Camion et pollution ne forment plus du tout un couple inséparable !
Olivier Arrigault est le secrétaire général de la FNTR (fédération nationale des Transporteurs Routiers), également délégué régional Hauts de France, c’est dire s’il occupe une place hautement stratégique depuis le discret mais charmant siège boisé de cette organisation, une bien belle maison blanche nichée près du golf du Sart à Wasquehal (banlieue lilloise) . Depuis ce centre nerveux sont répertoriés et organisés les flux des transporteurs et des logisticiens. Et surtout analysés ! Car bien des choses ont changé dans le monde assez cloisonné du transport, or le grand public ne le sait pas vraiment, restant à l’image d’Epinal du bon vieux routier pollueur qui plaît tant à certains, ceux qui précisément souhaitent que la voie d’eau supprime l’asphalte. Olivier Arrigault sourit…
«Ces deux vecteurs, la voie d’eau et la route, sont et resteront très longtemps complémentaires n’en déplaise à certains rêveurs aux idées simplistes. Les transporteurs vont faire face à un nouveau tournant de leur longue histoire, le plus récent ayant été l’intégration au transport routier des deux Grenelles et de leurs dispositions. Notre organisation qui compte dans les Hauts de France environ 700 entreprises, tous métiers confondus, souvent des PME, a déjà fait beaucoup en particulier dans la formation des chauffeurs, les économies de carburant, l’utilisation de sources d’énergie non ou peu polluantes et qui sont chaque année plus « propres » écologiquement qu’avant, et toute une série de pratiques limitant les gaz à effets de serre, mais aussi le kilométrage. Aller dans le détail ici de toutes nos interventions est impossible bien entendu mais faites bien savoir que le monde du transport et de la logistique est bel et bien de son temps même s’il n’en a pas fait une grande publicité. Pour parler du canal Seine-Nord, il faut d’abord connaître notre univers de la route en 2017 pour voir s’il se précipitera sur l’option CSN ou au contraire prendra ses distances, conservera le mode asphalte ou panachera les deux. Sinon, sans cette objectivité, on rentre dans un discours partisan et ce n’est pas le style de la FNTR Nord».
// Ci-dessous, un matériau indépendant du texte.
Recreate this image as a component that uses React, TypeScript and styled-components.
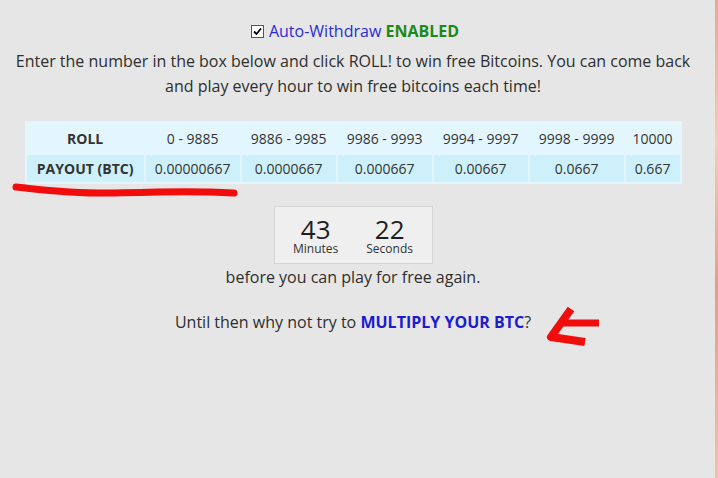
import React from 'react';
import styled, { createGlobalStyle } from 'styled-components';

const GlobalStyle = createGlobalStyle`
  html, body {
    margin: 0;
    padding: 0;
    background: #e6e6e6;
  }
  body {
    font-family: 'Open Sans', 'Liberation Sans', sans-serif;
    color: #2e2e2e;
  }
`;

const Page = styled.div`
  display: flex;
  width: 718px;
  height: 478px;
  overflow: hidden;
`;

const Content = styled.div`
  position: relative;
  width: 706px;
  display: flex;
  flex-direction: column;
  align-items: center;
  padding-top: 19px;
`;

const Filler = styled.div`
  flex: 1;
`;

const Edge = styled.div`
  width: 3px;
  background: linear-gradient(180deg, #e7a98a 0%, #f2cdb8 30%, #e3a07e 60%, #efc2a8 100%);
`;

const WithdrawLine = styled.div`
  display: flex;
  align-items: center;
  gap: 5px;
  font-size: 16px;
  line-height: 25px;
  margin-left: 4px;
`;

const Check = styled.span`
  width: 11px;
  height: 11px;
  border: 1px solid #555;
  background: #fff;
  display: flex;
  align-items: center;
  justify-content: center;
`;

const BlueLink = styled.span`
  color: #2b2bd6;
`;

const Enabled = styled.b`
  color: #1a8a1a;
  font-weight: 700;
`;

const Intro = styled.p`
  margin: 5px 0 0;
  font-size: 16px;
  line-height: 25px;
  text-align: center;
  width: 700px;
`;

const Table = styled.table`
  margin-top: 22px;
  width: 657px;
  background: #e4f6fd;
  border-collapse: separate;
  border-spacing: 2px;
  font-size: 14px;
  color: #333;
`;

const Cell = styled.td<{ $bold?: boolean; $fill?: boolean }>`
  text-align: center;
  padding: 0 4px;
  height: ${p => (p.$fill ? '27px' : '30px')};
  font-weight: ${p => (p.$bold ? 700 : 400)};
  background: ${p => (p.$fill ? '#cdf0fb' : 'transparent')};
  white-space: nowrap;
`;

const Timer = styled.div`
  margin-top: 22px;
  width: 159px;
  height: 58px;
  border: 1px solid #d6d6d6;
  background: #efefef;
  display: flex;
  justify-content: center;
  gap: 28px;
  padding-top: 9px;
  box-sizing: border-box;
`;

const Unit = styled.div`
  display: flex;
  flex-direction: column;
  align-items: center;
`;

const Count = styled.span`
  font-size: 26px;
  line-height: 27px;
  color: #1e1e1e;
`;

const Label = styled.span`
  font-size: 12px;
  line-height: 12px;
  color: #333;
`;

const Line = styled.p<{ $gap: number }>`
  margin: ${p => p.$gap}px 0 0;
  font-size: 16px;
  line-height: 25px;
  text-align: center;
`;

const Multiply = styled.b`
  color: #1c1ccf;
  font-weight: 700;
`;

const Scribble = styled.svg`
  position: absolute;
  left: 0;
  top: 0;
  pointer-events: none;
`;

const rolls = ['0 - 9885', '9886 - 9985', '9986 - 9993', '9994 - 9997', '9998 - 9999', '10000'];
const payouts = ['0.00000667', '0.0000667', '0.000667', '0.00667', '0.0667', '0.667'];

export default function App() {
  return (
    <Page>
      <GlobalStyle />
      <Content>
        <WithdrawLine>
          <Check>
            <svg width="9" height="9" viewBox="0 0 9 9">
              <path d="M1 4.5 L3.5 7 L8 1.5" stroke="#000" strokeWidth="1.8" fill="none" />
            </svg>
          </Check>
          <span>
            <BlueLink>Auto-Withdraw</BlueLink> <Enabled>ENABLED</Enabled>
          </span>
        </WithdrawLine>
        <Intro>
          Enter the number in the box below and click ROLL! to win free Bitcoins. You can come back
          and play every hour to win free bitcoins each time!
        </Intro>
        <Table>
          <tbody>
            <tr>
              <Cell $bold>ROLL</Cell>
              {rolls.map(r => (
                <Cell key={r}>{r}</Cell>
              ))}
            </tr>
            <tr>
              <Cell $bold $fill>PAYOUT (BTC)</Cell>
              {payouts.map(p => (
                <Cell key={p} $fill>{p}</Cell>
              ))}
            </tr>
          </tbody>
        </Table>
        <Timer>
          <Unit>
            <Count>43</Count>
            <Label>Minutes</Label>
          </Unit>
          <Unit>
            <Count>22</Count>
            <Label>Seconds</Label>
          </Unit>
        </Timer>
        <Line $gap={1}>before you can play for free again.</Line>
        <Line $gap={20}>
          Until then why not try to <Multiply>MULTIPLY YOUR BTC</Multiply>?
        </Line>
        <Scribble width="706" height="478">
          <path
            d="M16 187 C45 190 75 194 115 193 C150 192 180 191 210 192 L234 193"
            stroke="#f20d0d"
            strokeWidth="7"
            fill="none"
            strokeLinecap="round"
          />
          <path
            d="M571 309 L551 337 L585 342"
            stroke="#f20d0d"
            strokeWidth="8"
            fill="none"
            strokeLinejoin="round"
          />
          <path d="M563 323 L599 323" stroke="#f20d0d" strokeWidth="7" fill="none" />
        </Scribble>
        <Filler />
      </Content>
      <Filler />
      <Edge />
    </Page>
  );
}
Le marché décidera dans le temps…
« Nous sommes dans les Hauts de France et en particulier dans le Nord-Pas de Calais, un immense hub routier national et international. Il y a peu de régions en Europe à distribuer autant de destinations. Aujourd’hui, la route est utilisée par 80% de nos adhérents, les zones de logistiques sont encore collées aux autoroutes et embranchements, ce sont les routes nationales et les grandes départementales aussi qui les attirent. La voie d’eau concerne pour l’instant surtout le transport agro-alimentaire et des matériaux divers pour la métallurgie, les travaux publics etc. Ce qui explique aussi ce foisonnement d’entreprises de notre filière, c’est la densité humaine, les villes nombreuses et rapprochées les unes des autres, bref les besoins en marchandises à livrer souvent dans les coins les plus reculés. On ne peut pas imaginer que la voie d’eau satisfasse à elle seule cette demande et élimine le camion. L’offre est à sa hauteur chez nous et ça peut aussi être une chance pour ce canal s’il répond de façon réaliste aux exigences très concrètes du marché. Donc nous attendons du monde politique qu’il identifie bien ,avec notre aide notamment, les composantes de l’alchimie transport- logistique-canal, et qu’il mette du contenu dans ses propositions. Du concret, du solide aussi sachant que même sans l’arrivée de ce canal, les flux augmentent en ce moment dans notre région. Donc on peut penser le canal correctement, à condition de le voir dans l’évolution du temps. D’ici 2023, date dont on nous dit, peut-être un peu imprudemment ainsi que son coût initial qui nous semble bien bas eu égard aux inévitables surcoûts et incidents de parcours, qu’elle sera l’achèvement du CSN, le marché du transport aura encore évolué. Quelle sera la réponse de nos transporteurs à cette nouvelle offre ? Je n’en sais strictement rien à ce jour. Je sais que les chargeurs, eux, trouveront chaussure à leur pied sur le CSN, mais les autres acteurs de terrain, eux, mettront toujours en avant d’abord les lois du marché, les coûts, les prix, les délais de transport etc. Vous le voyez, nous ne sommes pas opposés à ce canal bien entendu, au fil du temps, le transporteur y trouvera sa place mais à son rythme et surtout à ses conditions. Mais ce n’est pas non plus l’enthousiasme quelque peu démesuré des signataires des deux Grenelles de l’Environnement… »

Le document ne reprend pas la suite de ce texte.